This Thursday, 22 May, Hammersmith & Fulham residents will elect a new Council and London members of the European Parliament.

Readers of my E-news will know my opposition to H&F Conservative Council’s housing policies, their support for demolishing Charing Cross Hospital and closing both borough A&Es, and their willingness to climb into bed with any luxury developer or property speculator.


Until last week the Conservatives were complacent about keeping control. Average property prices of £750,000 they thought meant only very wealthy people could now afford to live here.  To make sure the Council has pursued the same gerrymandering policies as Westminster did in the 1980s, moving hundreds of poorer families out, demolishing and selling affordable homes.  They have spent millions in taxpayers’ money on propaganda and subsidised their remaining services from the £19million profit they make entrapping drivers on cctv.

But now it appears all this may not be enough.  Former Tory voters in the marginal wards in north Fulham and south Hammersmith are angry enough, especially over the proposed demolition of Charing Cross and closures of emergency services, to vote them out. And the alliances Labour has built with Green and Lib Dem supporters over issue like the closure of Sulivan school and the destruction of the Earl’s Court/West Ken area will hopefully be translated into votes for Labour candidates.  It is only labour that has any chance of winning seats from the Tories here.

Panic set into the Tory ranks when they saw that the national press was reporting that the outcome of the election is too close to call, and they realised they might lose. The Prime Minister was asked to stop off and endorse their campaign in a visit that badly backfired.  Cameron sat in the Tory office, posed uneasily for photos and failed to meet a single resident. He was badly briefed, undermining the Tory messages by endorsing airport expansion and supporting the demolition of Charing Cross, but he also gave false information about the future of the A&E there.  I have written to him today to correct this and ask him to acknowledge that there will be no consultant-led emergency services left on the Charing Cross site.

If you are still making up your mind, here are five questions to consider before you vote on Thursday.

1.    Which party will stand up for our hospitals and fight to protect Charing Cross?

Re-organisation of the NHS is leading to damaging changes in healthcare in Hammersmith & Fulham. Our borough’s population is rising and demand is increasing. Yet, under the planned changes, backed by David Cameron, Jeremy Hunt and the local Conservative Party, access to local emergency care will be drastically reduced. I, and my fellow Labour Party members, have worked closely with the independent Save Our Hospitals group and together we want a council that protects our world-class hospitals, rather than closing both A&Es, and demolishing Charing Cross. A Labour Council will make sure planning policies prioritise essential public services over luxury high-rise flats.

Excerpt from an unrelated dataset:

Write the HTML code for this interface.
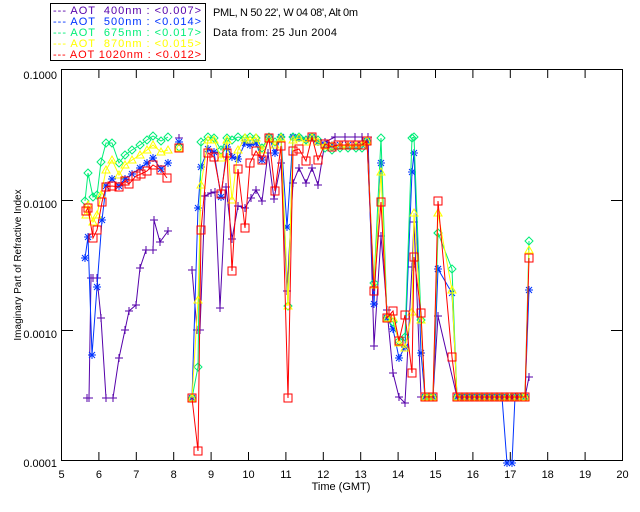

2.    Who will put residents first, not overseas investors or property developers?

I’ve met with families with children who live in cramped 1-bedroom flats with mould on the wall and vermin in the kitchen, yet the Council claims they’re ‘adequately housed’. I’ve been contacted by families with young babies who were placed by the Council in foul hostels alongside dangerous and unstable individuals. Local residents often turn to Hammersmith & Fulham Council for help when faced with a housing problem, but instead of pursuing policies that help local residents in housing need, the Tory Council is pursuing policies that actively contribute to the housing crisis in the Borough, selling and demolishing hundreds of council homes.  A Labour Council will both stop the fire sale and insist developers build sustainably and in keeping with the area,  including affordable homes in their planning applications

3.    Which party is backing small-business and a strong local economy?

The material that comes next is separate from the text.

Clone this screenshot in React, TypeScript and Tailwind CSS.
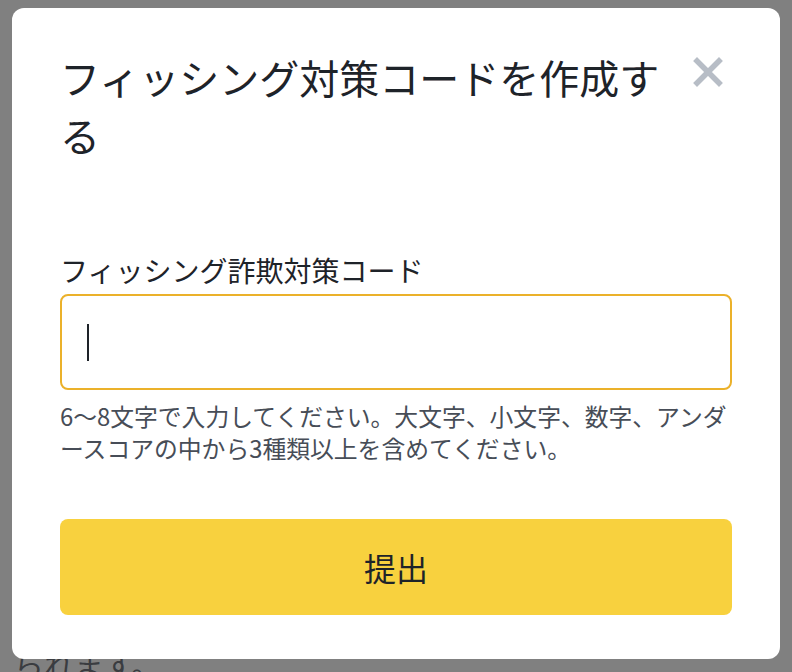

Since I was elected as Hammersmith’s MP, I have always tried to support and promote small businesses. But from Shepherds Bush Market to West Ken they are struggling against unfair competition. Rents are being pushed up by the big developers.  Betting shops, pawnbrokers and payday lenders are replacing local shops, pubs and family businesses on our high streets.   The Tories are on the side of the chains and developers as always. A Labour Council will stand up for small businesses.

4.    A better deal for drivers?

Under the current Conservative administration we have seen fines for moving traffic offences increase 18-fold in six years. This just simply is not fair on drivers to use them as a cash cow like this. This is only one of the many stealth taxes the Tories have imposed, but in many cases traps are set up by poorly marked signs, over-zealous enforcement or putting cameras in simply to raise funds.  Labour will stop the entrapment of drivers in this way.

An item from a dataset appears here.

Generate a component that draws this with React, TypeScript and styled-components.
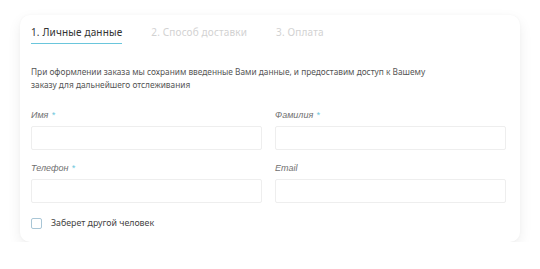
import React, { useState } from 'react'
import styled, { createGlobalStyle } from 'styled-components'

const GlobalStyle = createGlobalStyle`
  html, body {
    margin: 0;
    padding: 0;
    background: #fff;
  }
  body {
    font-family: 'Noto Sans', 'Open Sans', sans-serif;
    color: #333;
  }
`

const Page = styled.div`
  padding: 15px 20px 0 20px;
`

const Card = styled.div`
  width: 500px;
  box-sizing: border-box;
  background: #fff;
  border-radius: 10px;
  box-shadow: 0 5px 14px rgba(0, 0, 0, 0.07), 0 0 3px rgba(0, 0, 0, 0.03);
  padding: 0 14px 13px 11px;
`

const Tabs = styled.div`
  display: flex;
  gap: 29px;
`

const Tab = styled.div<{ active?: boolean }>`
  font-size: 10px;
  line-height: 14px;
  padding: 10px 0 4px;
  color: ${p => (p.active ? '#333' : '#d2d2d2')};
  border-bottom: 1.5px solid ${p => (p.active ? '#6ac6dc' : 'transparent')};
  letter-spacing: 0.15px;
`

const Intro = styled.p`
  margin: 21px 0 0;
  font-size: 8.3px;
  line-height: 13px;
  color: #555;
  max-width: 400px;
`

const Grid = styled.div`
  display: grid;
  grid-template-columns: 231px 231px;
  column-gap: 13px;
  row-gap: 13px;
  margin-top: 19px;
`

const Field = styled.label`
  display: flex;
  flex-direction: column;
  gap: 6px;
`

const Label = styled.span`
  font-family: 'Liberation Sans', Arial, sans-serif;
  font-size: 9px;
  line-height: 10px;
  font-style: italic;
  color: #707070;
`

const Star = styled.span`
  color: #6ac6dc;
  margin-left: 3px;
`

const Input = styled.input`
  box-sizing: border-box;
  height: 24px;
  width: 100%;
  border: 1px solid #eeeeee;
  border-radius: 2px;
  background: #fff;
  outline: none;
  padding: 0 8px;
  font: inherit;
  font-size: 9px;
`

const CheckRow = styled.label`
  display: flex;
  align-items: center;
  gap: 9px;
  margin-top: 15px;
  font-size: 8.8px;
  line-height: 11px;
  color: #444;
  cursor: pointer;
`

const Box = styled.span<{ checked: boolean }>`
  width: 11px;
  height: 11px;
  box-sizing: border-box;
  border: 1px solid #a9c6d6;
  border-radius: 2px;
  background: ${p => (p.checked ? '#6ac6dc' : '#fff')};
`

const fields = [
  { name: 'Имя', required: true },
  { name: 'Фамилия', required: true },
  { name: 'Телефон', required: true },
  { name: 'Email', required: false },
]

export default function App() {
  const [other, setOther] = useState(false)

  return (
    <Page>
      <GlobalStyle />
      <Card>
        <Tabs>
          <Tab active>1. Личные данные</Tab>
          <Tab>2. Способ доставки</Tab>
          <Tab>3. Оплата</Tab>
        </Tabs>
        <Intro>
          При оформлении заказа мы сохраним введенные Вами данные, и предоставим доступ к Вашему заказу для
          дальнейшего отслеживания
        </Intro>
        <Grid>
          {fields.map(f => (
            <Field key={f.name}>
              <Label>
                {f.name}
                {f.required && <Star>*</Star>}
              </Label>
              <Input type="text" />
            </Field>
          ))}
        </Grid>
        <CheckRow onClick={() => setOther(!other)}>
          <Box checked={other} />
          Заберет другой человек
        </CheckRow>
      </Card>
    </Page>
  )
}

5.    Which party will tackle crime and anti-social behaviour?

One of the most successful policies implemented by former Mayor, Ken Livingstone, was the introduction of Police Safer Neighbourhood Teams for each ward in London. It’s extremely concerning then to see that these teams are being cut across London. In Hammersmith the teams of 6 officers are being reduced to only 2 officers assigned to each ward. There are 158 fewer police and community support officers in H&F now compared to the last Council election.  Labour is committeded to neighbourhood policing.